On September 20, 2014, a day before the People's Climate March, Hedges joined Bernie Sanders, Naomi Klein, Bill McKibben, and Kshama Sawant on a panel moderated by WNYC's Brian Lehrer to discuss the issue of climate change.[76]

Hedges has argued that the impact of population growth must be addressed, saying "all measures to thwart the degradation and destruction of our ecosystem will be useless if we do not cut population growth."[77]

Occupy involvement

Hedges appeared as a guest on an October 2011 episode of the CBC News Network's Lang and O'Leary Exchange to discuss his support for the Occupy Wall Street protests; co-host Kevin O'Leary criticized him, saying that he sounded "like a left-wing nutbar". Hedges said "it will be the last time" he appears on the show, and compared the CBC to Fox News.[78] CBC's ombudsman found O'Leary's heated remarks to be a violation of the public broadcaster's journalistic standards.[79]
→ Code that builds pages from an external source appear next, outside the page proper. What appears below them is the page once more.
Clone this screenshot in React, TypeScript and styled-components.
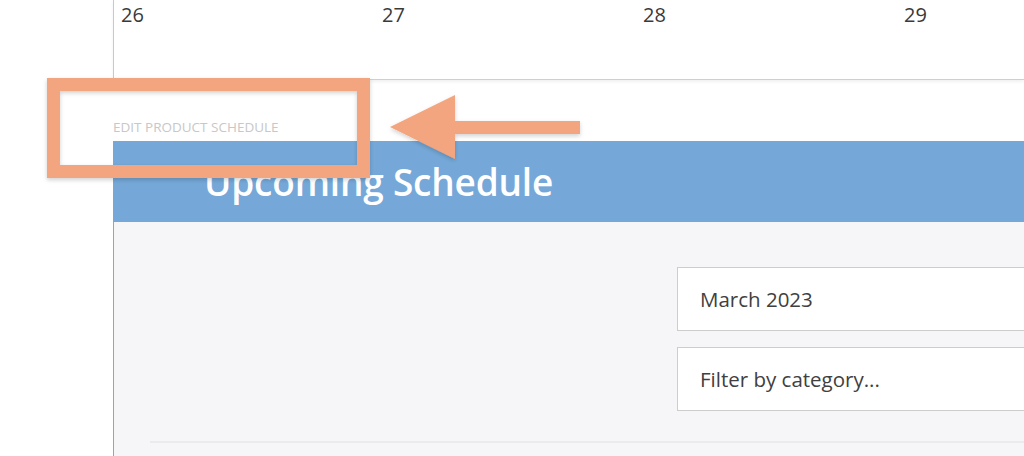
import React from "react";
import styled, { createGlobalStyle } from "styled-components";

const Global = createGlobalStyle`
  html, body { margin: 0; padding: 0; background: #ffffff; }
  body { font-family: "Open Sans", "Noto Sans", sans-serif; overflow: hidden; }
  * { box-sizing: border-box; }
`;

const Page = styled.div`
  position: relative;
  width: 1024px;
  height: 456px;
  overflow: hidden;
  padding-left: 113px;
  display: flex;
  flex-direction: column;
`;

const Calendar = styled.div`
  display: grid;
  grid-template-columns: repeat(4, 261px) 1fr;
  height: 80px;
  border-left: 1px solid #c9c9c9;
  border-bottom: 1px solid #cfcfcf;
  box-shadow: 0 2px 3px rgba(0, 0, 0, 0.06);
`;

const DayCell = styled.div`
  padding: 3px 0 0 7px;
  font-size: 20px;
  color: #3a3a3a;
  line-height: 24px;
`;

const Label = styled.div`
  margin-top: 39px;
  height: 22px;
  font-size: 13.5px;
  line-height: 16px;
  color: #c8c8c8;
  text-transform: uppercase;
`;

const Header = styled.div`
  height: 81px;
  background: #75a8d8;
  display: flex;
  align-items: center;
  padding-left: 91px;
`;

const Title = styled.h1`
  margin: 0;
  color: #ffffff;
  font-size: 37px;
  font-weight: 600;
  letter-spacing: -0.2px;
  line-height: 42px;
`;

const Body = styled.div`
  flex: 1;
  background: #f6f6f8;
  border-left: 1px solid #8ea6be;
  padding: 45px 0 0 0;
  display: flex;
  flex-direction: column;
  align-items: flex-end;
`;

const Controls = styled.div`
  width: 347px;
  display: flex;
  flex-direction: column;
  gap: 16px;
`;

const Field = styled.div`
  height: 64px;
  background: #ffffff;
  border: 1px solid #cdcdcd;
  border-right: none;
  display: flex;
  align-items: center;
  padding-left: 22px;
  font-size: 20.5px;
  color: #404040;
`;

const Divider = styled.div`
  align-self: stretch;
  margin: 30px 0 0 36px;
  height: 2px;
  background: #ebebee;
`;

const Annotation = styled.svg`
  position: absolute;
  left: 0;
  top: 0;
  pointer-events: none;
`;

export default function App() {
  return (
    <>
      <Global />
      <Page>
        <Calendar>
          <DayCell>26</DayCell>
          <DayCell>27</DayCell>
          <DayCell>28</DayCell>
          <DayCell>29</DayCell>
          <DayCell />
        </Calendar>
        <Label>Edit product schedule</Label>
        <Header>
          <Title>Upcoming Schedule</Title>
        </Header>
        <Body>
          <Controls>
            <Field>March 2023</Field>
            <Field>Filter by category...</Field>
          </Controls>
          <Divider />
        </Body>
        <Annotation width="1024" height="456" viewBox="0 0 1024 456">
          <defs>
            <filter id="sh" x="-20%" y="-20%" width="140%" height="140%">
              <feDropShadow dx="0" dy="2" stdDeviation="2" floodColor="#000" floodOpacity="0.18" />
            </filter>
          </defs>
          <g filter="url(#sh)" fill="#f2a57e">
            <rect x="53.5" y="84.5" width="310" height="87" fill="none" stroke="#f2a57e" strokeWidth="13" />
            <rect x="452" y="121" width="128" height="13" />
            <polygon points="390,127 455,95 455,159" />
          </g>
        </Annotation>
      </Page>
    </>
  );
}
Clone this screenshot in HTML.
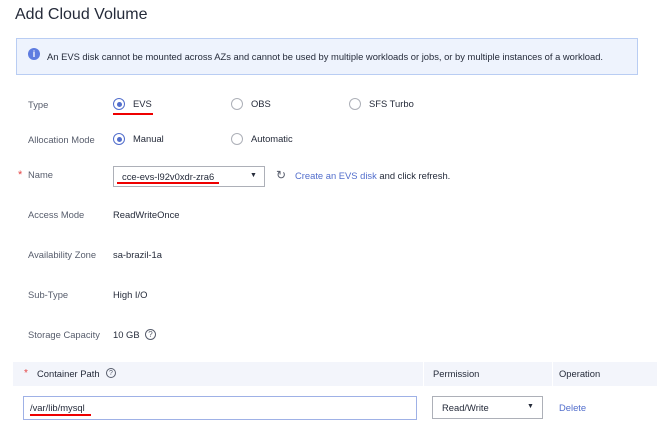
<!DOCTYPE html>
<html><head><style>
body{margin:0;width:657px;height:429px;background:#fff;font-family:"Liberation Sans",sans-serif;color:#252b3a;position:relative;overflow:hidden}
.a{position:absolute;white-space:nowrap}
.l{font-size:9.4px;color:#575d6c}
.v{font-size:9.4px;color:#252b3a}
.r{width:12px;height:12px;border:1px solid #adb0b8;border-radius:50%;box-sizing:border-box}
.rs{border-color:#526ecc}
.rs::after{content:"";position:absolute;left:2.5px;top:2.5px;width:5px;height:5px;border-radius:50%;background:#526ecc}
.red{background:#e00;height:2px}
</style></head><body>
<div class="a" style="left:15px;top:6px;font-size:16px;color:#252b3a">Add Cloud Volume</div>
<div class="a" style="left:16px;top:38px;width:622px;height:37px;background:#eef3fd;border:1px solid #b9cdf3;box-sizing:border-box"></div>
<div class="a" style="left:28px;top:48px;width:12px;height:12px;border-radius:50%;background:#5e7ce0;color:#fff;font-size:9px;font-weight:bold;text-align:center;line-height:12px">i</div>
<div class="a v" style="left:47px;top:51px;font-size:9.4px">An EVS disk cannot be mounted across AZs and cannot be used by multiple workloads or jobs, or by multiple instances of a workload.</div>

<div class="a l" style="left:28px;top:99px">Type</div>
<div class="a r rs" style="left:113px;top:98px"></div><div class="a v" style="left:133px;top:98px">EVS</div>
<div class="a red" style="left:113px;top:113px;width:40px"></div>
<div class="a r" style="left:231px;top:98px"></div><div class="a v" style="left:251px;top:98px">OBS</div>
<div class="a r" style="left:349px;top:98px"></div><div class="a v" style="left:369px;top:98px">SFS Turbo</div>

<div class="a l" style="left:28px;top:134px">Allocation Mode</div>
<div class="a r rs" style="left:113px;top:133px"></div><div class="a v" style="left:133px;top:133px">Manual</div>
<div class="a r" style="left:231px;top:133px"></div><div class="a v" style="left:251px;top:133px">Automatic</div>

<div class="a" style="left:18px;top:169px;color:#e54545;font-size:11px">*</div>
<div class="a l" style="left:28px;top:169px">Name</div>
<div class="a" style="left:113px;top:166px;width:152px;height:21px;border:1px solid #adb0b8;box-sizing:border-box"></div>
<div class="a v" style="left:122px;top:171px">cce-evs-l92v0xdr-zra6</div>
<div class="a red" style="left:117px;top:182px;width:102px"></div>
<div class="a" style="left:250px;top:172px;font-size:7px;color:#252b3a">▼</div>
<div class="a" style="left:276px;top:168px;font-size:12px;color:#575d6c">↻</div>
<div class="a v" style="left:295px;top:170px"><span style="color:#526ecc">Create an EVS disk</span> and click refresh.</div>

<div class="a l" style="left:28px;top:209px">Access Mode</div><div class="a v" style="left:113px;top:209px">ReadWriteOnce</div>
<div class="a l" style="left:28px;top:249px">Availability Zone</div><div class="a v" style="left:113px;top:249px">sa-brazil-1a</div>
<div class="a l" style="left:28px;top:289px">Sub-Type</div><div class="a v" style="left:113px;top:289px">High I/O</div>
<div class="a l" style="left:28px;top:329px">Storage Capacity</div><div class="a v" style="left:113px;top:329px">10 GB</div>
<div class="a" style="left:145px;top:329px;width:11px;height:11px;border:1px solid #575d6c;border-radius:50%;box-sizing:border-box;font-size:8px;text-align:center;line-height:10px;color:#575d6c">?</div>

<div class="a" style="left:13px;top:362px;width:644px;height:24px;background:#f3f5fb"></div>
<div class="a" style="top:362px;width:1px;height:24px;background:#fff;left:423px"></div>
<div class="a" style="left:552px;top:362px;width:1px;height:24px;background:#fff"></div>
<div class="a" style="left:24px;top:368px;color:#e54545;font-size:10px">*</div>
<div class="a l" style="left:37px;top:368px;color:#252b3a">Container Path</div>
<div class="a" style="left:106px;top:368px;width:10px;height:10px;border:1px solid #575d6c;border-radius:50%;box-sizing:border-box;font-size:7px;text-align:center;line-height:9px;color:#575d6c">?</div>
<div class="a l" style="left:433px;top:368px;color:#252b3a">Permission</div>
<div class="a l" style="left:559px;top:368px;color:#252b3a">Operation</div>

<div class="a" style="left:23px;top:396px;width:394px;height:24px;border:1px solid #9fb1e6;box-sizing:border-box"></div>
<div class="a v" style="left:30px;top:402px">/var/lib/mysql</div>
<div class="a red" style="left:30px;top:414px;width:61px"></div>
<div class="a" style="left:432px;top:396px;width:111px;height:23px;border:1px solid #adb0b8;box-sizing:border-box"></div>
<div class="a v" style="left:442px;top:402px">Read/Write</div>
<div class="a" style="left:527px;top:403px;font-size:7px">▼</div>
<div class="a v" style="left:559px;top:402px;color:#526ecc">Delete</div>
</body></html>
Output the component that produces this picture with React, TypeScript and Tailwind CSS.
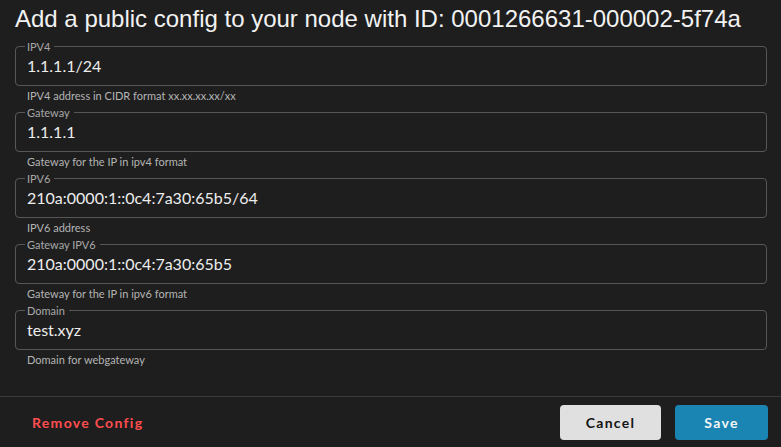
import React from "react";

const FIELDS = [
  { label: "IPV4", value: "1.1.1.1/24", help: "IPV4 address in CIDR format xx.xx.xx.xx/xx" },
  { label: "Gateway", value: "1.1.1.1", help: "Gateway for the IP in ipv4 format" },
  { label: "IPV6", value: "210a:0000:1::0c4:7a30:65b5/64", help: "IPV6 address" },
  { label: "Gateway IPV6", value: "210a:0000:1::0c4:7a30:65b5", help: "Gateway for the IP in ipv6 format" },
  { label: "Domain", value: "test.xyz", help: "Domain for webgateway" },
];

function Field({ label, value, help }: { label: string; value: string; help: string }) {
  return (
    <div className="flex flex-col">
      <fieldset className="m-0 rounded-[4px] border border-[#575757] pl-[9px] pr-[9px] pb-[9px]">
        <legend className="pl-[2px] pr-[4px] text-[11px] leading-[13px] text-[#a8a8a8]">
          {label}
        </legend>
        <div className="mt-[3px] pl-[2px] text-[16px] leading-[20px] text-[#ededed]">{value}</div>
      </fieldset>
      <span className="h-[20px] pl-[12px] text-[11px] leading-[20px] text-[#b4b4b4]">{help}</span>
    </div>
  );
}

export default function App() {
  return (
    <div
      className="flex h-[447px] w-[781px] flex-col overflow-hidden bg-[#1e1e1e]"
      style={{ fontFamily: "Lato, 'Noto Sans', sans-serif" }}
    >
      <h1
        className="mt-[5px] pl-[15px] text-[24px] leading-[28px] text-[#f2f2f2]"
        style={{ fontFamily: "'Liberation Sans', Arial, sans-serif" }}
      >
        Add a public config to your node with ID: 0001266631-000002-5f74a
      </h1>
      <div className="mt-[7px] flex flex-1 flex-col pl-[15px] pr-[14px]">
        {FIELDS.map((f) => (
          <Field key={f.label} {...f} />
        ))}
      </div>
      <div className="flex h-[51px] items-center border-t border-[#3a3a3a]">
        <button className="pl-[32px] text-[14px] font-bold tracking-[1.3px] text-[#ff4d4f]">
          Remove Config
        </button>
        <div className="ml-auto flex gap-[14px] pr-[13px]">
          <button className="h-[35px] w-[101px] rounded-[4px] bg-[#e0e0e0] text-[14px] font-bold tracking-[1.3px] text-[#141414]">
            Cancel
          </button>
          <button className="h-[35px] w-[93px] rounded-[4px] bg-[#1a84b3] text-[14px] font-bold tracking-[1.3px] text-[#f5f5f5]">
            Save
          </button>
        </div>
      </div>
    </div>
  );
}
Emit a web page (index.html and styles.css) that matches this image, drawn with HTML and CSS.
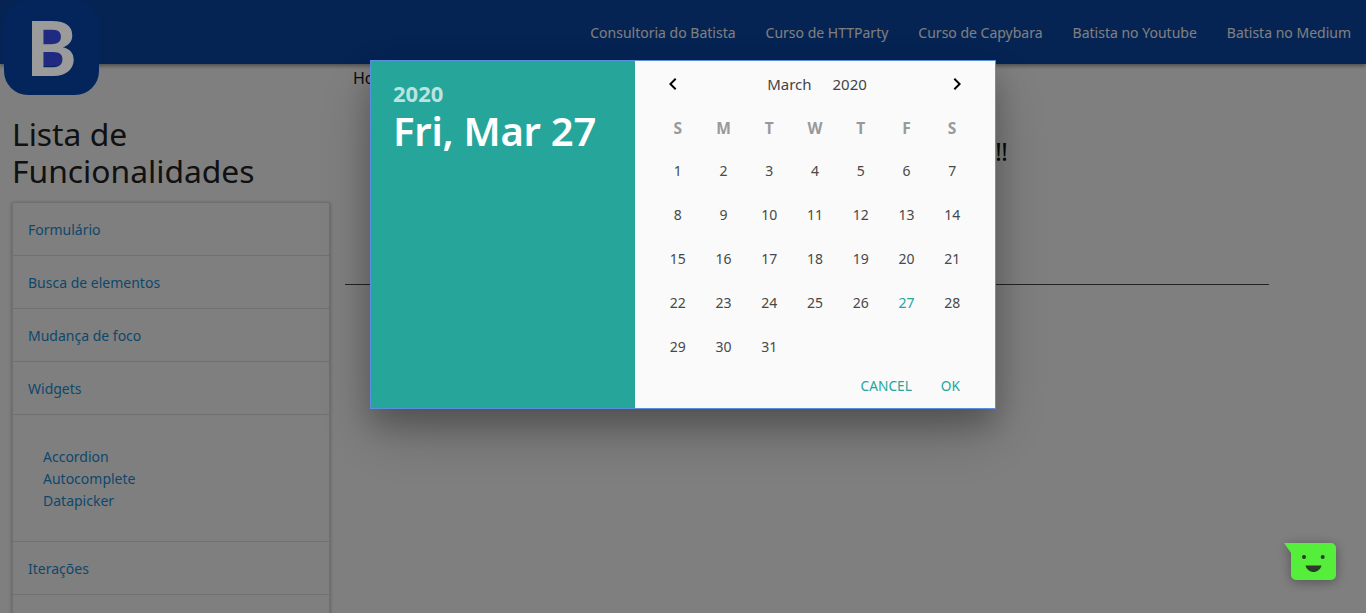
FILE: index.html
```html
<!DOCTYPE html>
<html>
<head>
<title>Datepicker</title>
<link rel="stylesheet" href="styles.css">
</head>
<body>

<header class="topbar">
	<a class="logo" href="#"><span class="logo-letter">B</span></a>
	<nav class="topnav">
		<a href="#">Consultoria do Batista</a>
		<a href="#">Curso de HTTParty</a>
		<a href="#">Curso de Capybara</a>
		<a href="#">Batista no Youtube</a>
		<a href="#">Batista no Medium</a>
	</nav>
</header>

<div class="page">
	<aside class="sidebar">
		<h4 class="side-title">Lista de Funcionalidades</h4>
		<ul class="side-list">
			<li><a href="#">Formulário</a></li>
			<li><a href="#">Busca de elementos</a></li>
			<li><a href="#">Mudança de foco</a></li>
			<li><a href="#">Widgets</a></li>
			<li class="side-sub">
				<a href="#">Accordion</a>
				<a href="#">Autocomplete</a>
				<a href="#">Datapicker</a>
			</li>
			<li><a href="#">Iterações</a></li>
			<li></li>
		</ul>
	</aside>
	<main class="content">
		<div class="crumb">Home</div>
		<h5 class="welcome">!!</h5>
		<hr class="rule">
	</main>
</div>

<div class="overlay">
	<div class="modal">
		<div class="date-side">
			<div class="date-year">2020</div>
			<div class="date-full">Fri, Mar 27</div>
		</div>
		<div class="cal-side">
			<div class="cal-head">
				<svg class="arrow" width="24" height="24" viewBox="0 0 24 24"><path d="M15.4 7.4 14 6l-6 6 6 6 1.4-1.4L10.8 12z"/></svg>
				<div class="cal-month"><span>March</span><span>2020</span></div>
				<svg class="arrow" width="24" height="24" viewBox="0 0 24 24"><path d="M10 6 8.6 7.4 13.2 12l-4.6 4.6L10 18l6-6z"/></svg>
			</div>
			<div class="cal-grid">
				<div class="wd">S</div><div class="wd">M</div><div class="wd">T</div><div class="wd">W</div><div class="wd">T</div><div class="wd">F</div><div class="wd">S</div>
				<div>1</div><div>2</div><div>3</div><div>4</div><div>5</div><div>6</div><div>7</div>
				<div>8</div><div>9</div><div>10</div><div>11</div><div>12</div><div>13</div><div>14</div>
				<div>15</div><div>16</div><div>17</div><div>18</div><div>19</div><div>20</div><div>21</div>
				<div>22</div><div>23</div><div>24</div><div>25</div><div>26</div><div class="today">27</div><div>28</div>
				<div>29</div><div>30</div><div>31</div>
			</div>
			<div class="cal-foot">
				<button>CANCEL</button>
				<button>OK</button>
			</div>
		</div>
	</div>
</div>

<svg class="chat" width="60" height="46" viewBox="0 0 60 46">
	<path d="M1 1H48a5 5 0 0 1 5 5V33a5 5 0 0 1-5 5H13a5 5 0 0 1-5-5V11z" fill="#55ee3b"/>
	<circle cx="21" cy="15" r="2" fill="#2b3a2b"/>
	<circle cx="39.700" cy="15" r="2" fill="#2b3a2b"/>
	<path d="M22.500 23.500H38.500C37.500 27.500 34 30 30.500 30S23.500 27.500 22.500 23.500z" fill="#2b3a2b"/>
</svg>

</body>
</html>
```
FILE: styles.css
```css
html, body {
	height: 100%;
	overflow: hidden;
}
body {
	margin: 0;
	background: #fff;
	color: #222;
	font-family: "Noto Sans", "Open Sans", sans-serif;
	font-size: 15px;
}
a {
	text-decoration: none;
	color: #1c8fd6;
}

.topbar {
	height: 64px;
	background: #0a47a6;
	box-shadow: 0 2px 4px rgba(0,0,0,.4);
	display: flex;
	justify-content: flex-end;
	align-items: center;
}
/* sits over the overlay, the colours are already the dimmed ones */
.logo {
	position: absolute;
	z-index: 2;
	top: 0;
	left: 4px;
	width: 95px;
	height: 95px;
	border-radius: 24px;
	background: #03255c;
	overflow: hidden;
	display: flex;
	align-items: center;
	justify-content: center;
}
.logo::before {
	content: "";
	position: absolute;
	left: 39px;
	top: 28px;
	width: 22px;
	height: 38px;
	background: #1f2a80;
}
.logo-letter {
	position: relative;
	top: -1px;
	color: #9b9b9b;
	font-family: Lato, sans-serif;
	font-weight: 900;
	font-size: 76px;
	line-height: 95px;
}
.topnav {
	display: flex;
}
.topnav a {
	padding: 0 15px;
	color: #fff;
	font-size: 14px;
}

.page {
	display: flex;
}
.sidebar {
	width: 318px;
	margin-left: 12px;
	padding-top: 51px;
	flex-shrink: 0;
}
.side-title {
	margin: 0 0 13px;
	font-size: 31.800px;
	font-weight: 400;
	line-height: 37px;
	color: #222;
}
.side-list {
	margin: 0;
	padding: 0;
	list-style: none;
	border: 1px solid #e0e0e0;
	box-shadow: 0 1px 4px rgba(0,0,0,.3);
}
.side-list li {
	height: 52px;
	border-bottom: 1px solid #e0e0e0;
	padding: 0 15px;
	display: flex;
	align-items: center;
	font-size: 14px;
}
.side-list .side-sub {
	height: 124px;
	padding: 2px 15px 0 30px;
	flex-direction: column;
	align-items: flex-start;
	justify-content: center;
}
.side-sub a {
	line-height: 22px;
}

.content {
	flex: 1;
	margin: 0 97px 0 15px;
}
.crumb {
	margin: 3px 0 0 8px;
	font-size: 16px;
	line-height: 22px;
	color: #111;
}
.welcome {
	margin: 46px 262px 0 0;
	font-size: 26px;
	font-weight: 400;
	line-height: 32px;
	letter-spacing: -1px;
	text-align: right;
	color: #111;
}
.rule {
	margin: 117px 0 0;
	border: 0;
	border-top: 1px solid #444;
}

.overlay {
	position: fixed;
	top: 0;
	left: 0;
	right: 0;
	bottom: 0;
	background: rgba(0,0,0,.5);
	display: flex;
	justify-content: center;
	align-items: flex-start;
	padding-top: 60px;
}
.modal {
	width: 624px;
	height: 347px;
	display: flex;
	border: 1px solid #5a8ee0;
	box-shadow: 0 16px 28px rgba(0,0,0,.22), 0 25px 55px rgba(0,0,0,.21);
}
.date-side {
	width: 222px;
	padding: 19px 20px 0 22px;
	background: #26a69a;
	color: #fff;
	flex-shrink: 0;
}
.date-year {
	font-size: 22px;
	font-weight: 700;
	line-height: 27px;
	color: rgba(255,255,255,.7);
}
.date-full {
	font-size: 40px;
	font-weight: 600;
	line-height: 48px;
	letter-spacing: -0.25px;
	white-space: nowrap;
}
.cal-side {
	flex: 1;
	background: #fafafa;
	padding: 0 20px;
	display: flex;
	flex-direction: column;
}
.cal-head {
	height: 46px;
	padding: 0 6px;
	display: flex;
	align-items: center;
	justify-content: space-between;
}
.cal-month {
	display: flex;
	gap: 21px;
	font-size: 15px;
	color: #444;
	margin-left: 4px;
}
.cal-grid {
	display: grid;
	grid-template-columns: repeat(7, 1fr);
	grid-template-rows: 41px repeat(5, 44px);
	align-items: center;
	justify-items: center;
	font-size: 14px;
	color: #484848;
}
.cal-grid .wd {
	font-size: 15.500px;
	font-weight: 700;
	color: #999;
}
.cal-grid .today {
	color: #26a69a;
}
.cal-foot {
	display: flex;
	justify-content: flex-end;
	gap: 29px;
	padding: 7px 15px 0 0;
}
.cal-foot button {
	border: 0;
	padding: 0;
	background: none;
	color: #26a69a;
	font-family: inherit;
	font-size: 13.700px;
	line-height: 22px;
}

.chat {
	position: fixed;
	left: 1283px;
	top: 542px;
	filter: drop-shadow(0 2px 6px rgba(0,0,0,.35));
}
```
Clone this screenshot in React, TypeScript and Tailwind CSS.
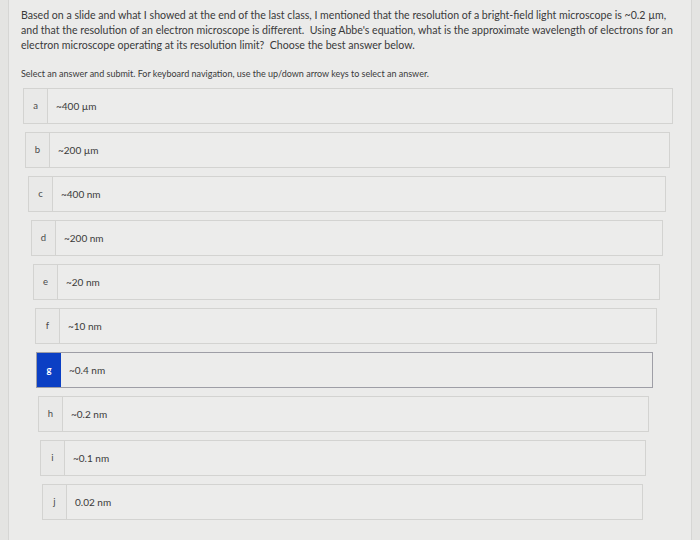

On November 3, 2011, Hedges was arrested with others in New York City as part of the Occupy Wall Street demonstration, during which the activists staged a "people's hearing"[80] on the activities of the investment bank Goldman Sachs and blocked the entrance to their corporate headquarters.[81][82]

NDAA lawsuit

In 2012, after the Obama administration signed the National Defense Authorization Act (NDAA), Hedges sued members of the US government, asserting that Section 1021 of the law unconstitutionally allowed presidential authority for indefinite detention without habeas corpus. He was later joined in the suit, Hedges v. Obama, by activists including Noam Chomsky and Daniel Ellsberg. In May 2012 Judge Katherine B. Forrest of the Southern District of New York ruled that the counter-terrorism provision of the NDAA is unconstitutional.[83]

The Obama administration appealed the decision, and it was overturned in July 2013 by the Second Circuit Court of Appeals. Hedges petitioned the U.S. Supreme Court to hear the case,[84] but the Supreme Court denied certiorari in April 2014.[85][86]

Hedges was previously a plaintiff in Clapper v. Amnesty International.[87]

Campaigns

In the 2008 United States presidential campaign, Hedges was a speech writer for candidate Ralph Nader.[88] Hedges supported Green Party candidate Jill Stein in the 2016 election.[3]

On April 15, 2016, Hedges was arrested, along with 100 other protesters, during a sit-in outside the Capitol building in Washington, D.C., during Democracy Spring to protest corporate political influence.[89]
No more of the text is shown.